**Requirements:** Below is a block of records; reproduce all of them exactly and leave out any pictures.
[BEGIN Material provided]
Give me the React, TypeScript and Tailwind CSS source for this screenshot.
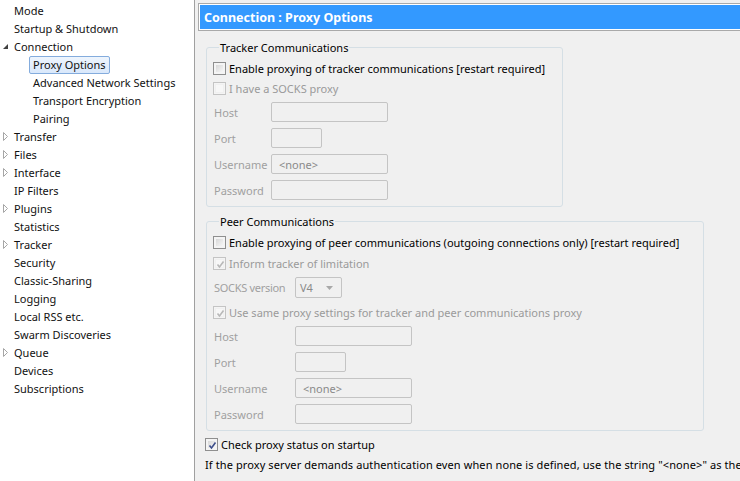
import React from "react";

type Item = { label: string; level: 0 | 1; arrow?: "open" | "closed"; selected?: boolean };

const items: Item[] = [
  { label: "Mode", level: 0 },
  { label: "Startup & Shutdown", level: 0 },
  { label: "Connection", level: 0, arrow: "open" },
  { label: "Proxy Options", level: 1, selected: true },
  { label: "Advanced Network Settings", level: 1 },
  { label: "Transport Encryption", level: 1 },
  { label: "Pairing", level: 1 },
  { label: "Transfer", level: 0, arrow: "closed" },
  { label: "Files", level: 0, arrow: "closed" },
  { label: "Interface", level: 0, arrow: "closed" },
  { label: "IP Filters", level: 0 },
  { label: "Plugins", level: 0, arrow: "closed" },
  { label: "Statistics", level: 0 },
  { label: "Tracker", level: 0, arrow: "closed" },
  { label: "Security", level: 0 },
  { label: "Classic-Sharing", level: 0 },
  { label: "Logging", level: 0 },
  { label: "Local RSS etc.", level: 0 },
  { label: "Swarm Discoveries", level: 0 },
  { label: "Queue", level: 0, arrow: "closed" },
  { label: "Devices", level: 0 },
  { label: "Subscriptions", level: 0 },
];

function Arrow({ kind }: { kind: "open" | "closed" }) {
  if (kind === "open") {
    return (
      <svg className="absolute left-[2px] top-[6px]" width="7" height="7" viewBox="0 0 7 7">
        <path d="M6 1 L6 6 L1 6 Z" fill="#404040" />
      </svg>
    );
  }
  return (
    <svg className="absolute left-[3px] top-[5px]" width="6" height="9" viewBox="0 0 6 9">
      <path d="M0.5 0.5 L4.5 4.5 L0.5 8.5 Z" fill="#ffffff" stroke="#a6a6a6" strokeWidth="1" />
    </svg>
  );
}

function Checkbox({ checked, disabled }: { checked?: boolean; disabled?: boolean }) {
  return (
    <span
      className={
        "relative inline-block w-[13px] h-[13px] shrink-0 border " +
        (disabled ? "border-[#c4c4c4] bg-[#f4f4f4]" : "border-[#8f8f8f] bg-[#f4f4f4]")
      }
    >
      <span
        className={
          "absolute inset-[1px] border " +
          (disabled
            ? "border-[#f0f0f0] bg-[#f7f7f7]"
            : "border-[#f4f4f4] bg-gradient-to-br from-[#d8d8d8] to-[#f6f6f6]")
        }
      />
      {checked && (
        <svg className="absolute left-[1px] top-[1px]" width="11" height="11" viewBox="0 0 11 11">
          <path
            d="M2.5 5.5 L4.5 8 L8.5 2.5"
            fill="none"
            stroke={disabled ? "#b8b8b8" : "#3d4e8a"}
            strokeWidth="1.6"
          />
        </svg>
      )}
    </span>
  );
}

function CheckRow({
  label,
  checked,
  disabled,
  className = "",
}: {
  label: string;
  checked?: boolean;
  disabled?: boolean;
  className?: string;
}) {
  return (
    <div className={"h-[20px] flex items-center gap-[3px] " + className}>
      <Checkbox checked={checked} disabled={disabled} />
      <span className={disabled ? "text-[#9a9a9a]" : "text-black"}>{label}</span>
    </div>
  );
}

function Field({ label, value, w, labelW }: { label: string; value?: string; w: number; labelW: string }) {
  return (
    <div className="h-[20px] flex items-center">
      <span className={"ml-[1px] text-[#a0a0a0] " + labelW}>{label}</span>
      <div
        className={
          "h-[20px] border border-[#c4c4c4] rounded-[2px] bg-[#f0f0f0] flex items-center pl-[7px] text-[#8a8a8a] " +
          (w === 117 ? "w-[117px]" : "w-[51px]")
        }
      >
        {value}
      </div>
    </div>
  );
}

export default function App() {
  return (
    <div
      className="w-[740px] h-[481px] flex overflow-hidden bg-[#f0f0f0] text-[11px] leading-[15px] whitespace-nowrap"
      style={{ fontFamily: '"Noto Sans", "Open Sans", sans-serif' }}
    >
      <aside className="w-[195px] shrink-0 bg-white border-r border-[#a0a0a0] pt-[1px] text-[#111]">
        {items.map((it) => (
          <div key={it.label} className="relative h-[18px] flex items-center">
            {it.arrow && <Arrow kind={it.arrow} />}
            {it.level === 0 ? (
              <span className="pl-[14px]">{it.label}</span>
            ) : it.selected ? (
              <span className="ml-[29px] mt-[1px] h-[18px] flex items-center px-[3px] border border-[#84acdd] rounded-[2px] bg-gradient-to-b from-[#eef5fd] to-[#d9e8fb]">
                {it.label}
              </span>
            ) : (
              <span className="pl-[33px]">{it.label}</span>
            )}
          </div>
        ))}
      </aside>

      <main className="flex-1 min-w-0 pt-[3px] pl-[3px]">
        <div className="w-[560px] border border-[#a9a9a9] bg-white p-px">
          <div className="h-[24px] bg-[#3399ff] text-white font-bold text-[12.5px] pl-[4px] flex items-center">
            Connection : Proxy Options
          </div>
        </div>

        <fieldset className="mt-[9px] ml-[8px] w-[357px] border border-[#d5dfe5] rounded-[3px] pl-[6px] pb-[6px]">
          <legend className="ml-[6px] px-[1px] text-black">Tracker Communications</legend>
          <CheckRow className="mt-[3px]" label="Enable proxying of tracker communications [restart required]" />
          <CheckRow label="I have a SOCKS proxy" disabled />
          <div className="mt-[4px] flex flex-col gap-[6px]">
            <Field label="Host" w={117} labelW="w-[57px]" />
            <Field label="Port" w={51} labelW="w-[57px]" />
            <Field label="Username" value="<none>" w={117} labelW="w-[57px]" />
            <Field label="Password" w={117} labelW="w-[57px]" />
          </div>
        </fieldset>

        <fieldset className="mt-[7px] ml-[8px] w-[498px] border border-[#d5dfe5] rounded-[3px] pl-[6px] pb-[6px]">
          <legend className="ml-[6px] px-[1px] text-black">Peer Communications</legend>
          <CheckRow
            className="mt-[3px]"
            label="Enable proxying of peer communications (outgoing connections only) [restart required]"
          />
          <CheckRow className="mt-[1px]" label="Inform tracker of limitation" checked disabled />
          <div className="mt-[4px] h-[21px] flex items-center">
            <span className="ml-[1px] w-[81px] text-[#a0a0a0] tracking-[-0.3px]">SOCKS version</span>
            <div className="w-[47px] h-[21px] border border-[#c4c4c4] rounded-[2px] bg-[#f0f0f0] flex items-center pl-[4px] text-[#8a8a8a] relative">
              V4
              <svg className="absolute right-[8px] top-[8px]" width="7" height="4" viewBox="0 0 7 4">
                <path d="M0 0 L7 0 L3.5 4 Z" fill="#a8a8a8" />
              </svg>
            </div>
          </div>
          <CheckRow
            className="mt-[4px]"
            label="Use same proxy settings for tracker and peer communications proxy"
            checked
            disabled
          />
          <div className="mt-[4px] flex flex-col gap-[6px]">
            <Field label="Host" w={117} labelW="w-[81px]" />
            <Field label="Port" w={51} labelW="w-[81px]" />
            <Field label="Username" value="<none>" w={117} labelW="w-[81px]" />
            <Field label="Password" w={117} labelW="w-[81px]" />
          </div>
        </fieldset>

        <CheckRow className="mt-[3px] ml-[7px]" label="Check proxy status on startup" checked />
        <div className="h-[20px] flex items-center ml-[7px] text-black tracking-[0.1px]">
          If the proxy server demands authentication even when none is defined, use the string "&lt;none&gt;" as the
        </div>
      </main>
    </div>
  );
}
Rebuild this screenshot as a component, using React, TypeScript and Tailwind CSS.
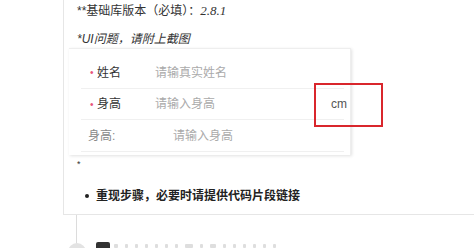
[END Material provided]
**Answer to this task:**
Give me the React, TypeScript and Tailwind CSS source for this screenshot.
import React from "react";

type Item = { label: string; level: 0 | 1; arrow?: "open" | "closed"; selected?: boolean };

const items: Item[] = [
  { label: "Mode", level: 0 },
  { label: "Startup & Shutdown", level: 0 },
  { label: "Connection", level: 0, arrow: "open" },
  { label: "Proxy Options", level: 1, selected: true },
  { label: "Advanced Network Settings", level: 1 },
  { label: "Transport Encryption", level: 1 },
  { label: "Pairing", level: 1 },
  { label: "Transfer", level: 0, arrow: "closed" },
  { label: "Files", level: 0, arrow: "closed" },
  { label: "Interface", level: 0, arrow: "closed" },
  { label: "IP Filters", level: 0 },
  { label: "Plugins", level: 0, arrow: "closed" },
  { label: "Statistics", level: 0 },
  { label: "Tracker", level: 0, arrow: "closed" },
  { label: "Security", level: 0 },
  { label: "Classic-Sharing", level: 0 },
  { label: "Logging", level: 0 },
  { label: "Local RSS etc.", level: 0 },
  { label: "Swarm Discoveries", level: 0 },
  { label: "Queue", level: 0, arrow: "closed" },
  { label: "Devices", level: 0 },
  { label: "Subscriptions", level: 0 },
];

function Arrow({ kind }: { kind: "open" | "closed" }) {
  if (kind === "open") {
    return (
      <svg className="absolute left-[2px] top-[6px]" width="7" height="7" viewBox="0 0 7 7">
        <path d="M6 1 L6 6 L1 6 Z" fill="#404040" />
      </svg>
    );
  }
  return (
    <svg className="absolute left-[3px] top-[5px]" width="6" height="9" viewBox="0 0 6 9">
      <path d="M0.5 0.5 L4.5 4.5 L0.5 8.5 Z" fill="#ffffff" stroke="#a6a6a6" strokeWidth="1" />
    </svg>
  );
}

function Checkbox({ checked, disabled }: { checked?: boolean; disabled?: boolean }) {
  return (
    <span
      className={
        "relative inline-block w-[13px] h-[13px] shrink-0 border " +
        (disabled ? "border-[#c4c4c4] bg-[#f4f4f4]" : "border-[#8f8f8f] bg-[#f4f4f4]")
      }
    >
      <span
        className={
          "absolute inset-[1px] border " +
          (disabled
            ? "border-[#f0f0f0] bg-[#f7f7f7]"
            : "border-[#f4f4f4] bg-gradient-to-br from-[#d8d8d8] to-[#f6f6f6]")
        }
      />
      {checked && (
        <svg className="absolute left-[1px] top-[1px]" width="11" height="11" viewBox="0 0 11 11">
          <path
            d="M2.5 5.5 L4.5 8 L8.5 2.5"
            fill="none"
            stroke={disabled ? "#b8b8b8" : "#3d4e8a"}
            strokeWidth="1.6"
          />
        </svg>
      )}
    </span>
  );
}

function CheckRow({
  label,
  checked,
  disabled,
  className = "",
}: {
  label: string;
  checked?: boolean;
  disabled?: boolean;
  className?: string;
}) {
  return (
    <div className={"h-[20px] flex items-center gap-[3px] " + className}>
      <Checkbox checked={checked} disabled={disabled} />
      <span className={disabled ? "text-[#9a9a9a]" : "text-black"}>{label}</span>
    </div>
  );
}

function Field({ label, value, w, labelW }: { label: string; value?: string; w: number; labelW: string }) {
  return (
    <div className="h-[20px] flex items-center">
      <span className={"ml-[1px] text-[#a0a0a0] " + labelW}>{label}</span>
      <div
        className={
          "h-[20px] border border-[#c4c4c4] rounded-[2px] bg-[#f0f0f0] flex items-center pl-[7px] text-[#8a8a8a] " +
          (w === 117 ? "w-[117px]" : "w-[51px]")
        }
      >
        {value}
      </div>
    </div>
  );
}

export default function App() {
  return (
    <div
      className="w-[740px] h-[481px] flex overflow-hidden bg-[#f0f0f0] text-[11px] leading-[15px] whitespace-nowrap"
      style={{ fontFamily: '"Noto Sans", "Open Sans", sans-serif' }}
    >
      <aside className="w-[195px] shrink-0 bg-white border-r border-[#a0a0a0] pt-[1px] text-[#111]">
        {items.map((it) => (
          <div key={it.label} className="relative h-[18px] flex items-center">
            {it.arrow && <Arrow kind={it.arrow} />}
            {it.level === 0 ? (
              <span className="pl-[14px]">{it.label}</span>
            ) : it.selected ? (
              <span className="ml-[29px] mt-[1px] h-[18px] flex items-center px-[3px] border border-[#84acdd] rounded-[2px] bg-gradient-to-b from-[#eef5fd] to-[#d9e8fb]">
                {it.label}
              </span>
            ) : (
              <span className="pl-[33px]">{it.label}</span>
            )}
          </div>
        ))}
      </aside>

      <main className="flex-1 min-w-0 pt-[3px] pl-[3px]">
        <div className="w-[560px] border border-[#a9a9a9] bg-white p-px">
          <div className="h-[24px] bg-[#3399ff] text-white font-bold text-[12.5px] pl-[4px] flex items-center">
            Connection : Proxy Options
          </div>
        </div>

        <fieldset className="mt-[9px] ml-[8px] w-[357px] border border-[#d5dfe5] rounded-[3px] pl-[6px] pb-[6px]">
          <legend className="ml-[6px] px-[1px] text-black">Tracker Communications</legend>
          <CheckRow className="mt-[3px]" label="Enable proxying of tracker communications [restart required]" />
          <CheckRow label="I have a SOCKS proxy" disabled />
          <div className="mt-[4px] flex flex-col gap-[6px]">
            <Field label="Host" w={117} labelW="w-[57px]" />
            <Field label="Port" w={51} labelW="w-[57px]" />
            <Field label="Username" value="<none>" w={117} labelW="w-[57px]" />
            <Field label="Password" w={117} labelW="w-[57px]" />
          </div>
        </fieldset>

        <fieldset className="mt-[7px] ml-[8px] w-[498px] border border-[#d5dfe5] rounded-[3px] pl-[6px] pb-[6px]">
          <legend className="ml-[6px] px-[1px] text-black">Peer Communications</legend>
          <CheckRow
            className="mt-[3px]"
            label="Enable proxying of peer communications (outgoing connections only) [restart required]"
          />
          <CheckRow className="mt-[1px]" label="Inform tracker of limitation" checked disabled />
          <div className="mt-[4px] h-[21px] flex items-center">
            <span className="ml-[1px] w-[81px] text-[#a0a0a0] tracking-[-0.3px]">SOCKS version</span>
            <div className="w-[47px] h-[21px] border border-[#c4c4c4] rounded-[2px] bg-[#f0f0f0] flex items-center pl-[4px] text-[#8a8a8a] relative">
              V4
              <svg className="absolute right-[8px] top-[8px]" width="7" height="4" viewBox="0 0 7 4">
                <path d="M0 0 L7 0 L3.5 4 Z" fill="#a8a8a8" />
              </svg>
            </div>
          </div>
          <CheckRow
            className="mt-[4px]"
            label="Use same proxy settings for tracker and peer communications proxy"
            checked
            disabled
          />
          <div className="mt-[4px] flex flex-col gap-[6px]">
            <Field label="Host" w={117} labelW="w-[81px]" />
            <Field label="Port" w={51} labelW="w-[81px]" />
            <Field label="Username" value="<none>" w={117} labelW="w-[81px]" />
            <Field label="Password" w={117} labelW="w-[81px]" />
          </div>
        </fieldset>

        <CheckRow className="mt-[3px] ml-[7px]" label="Check proxy status on startup" checked />
        <div className="h-[20px] flex items-center ml-[7px] text-black tracking-[0.1px]">
          If the proxy server demands authentication even when none is defined, use the string "&lt;none&gt;" as the
        </div>
      </main>
    </div>
  );
}
Rebuild this screenshot as a component, using React, TypeScript and Tailwind CSS.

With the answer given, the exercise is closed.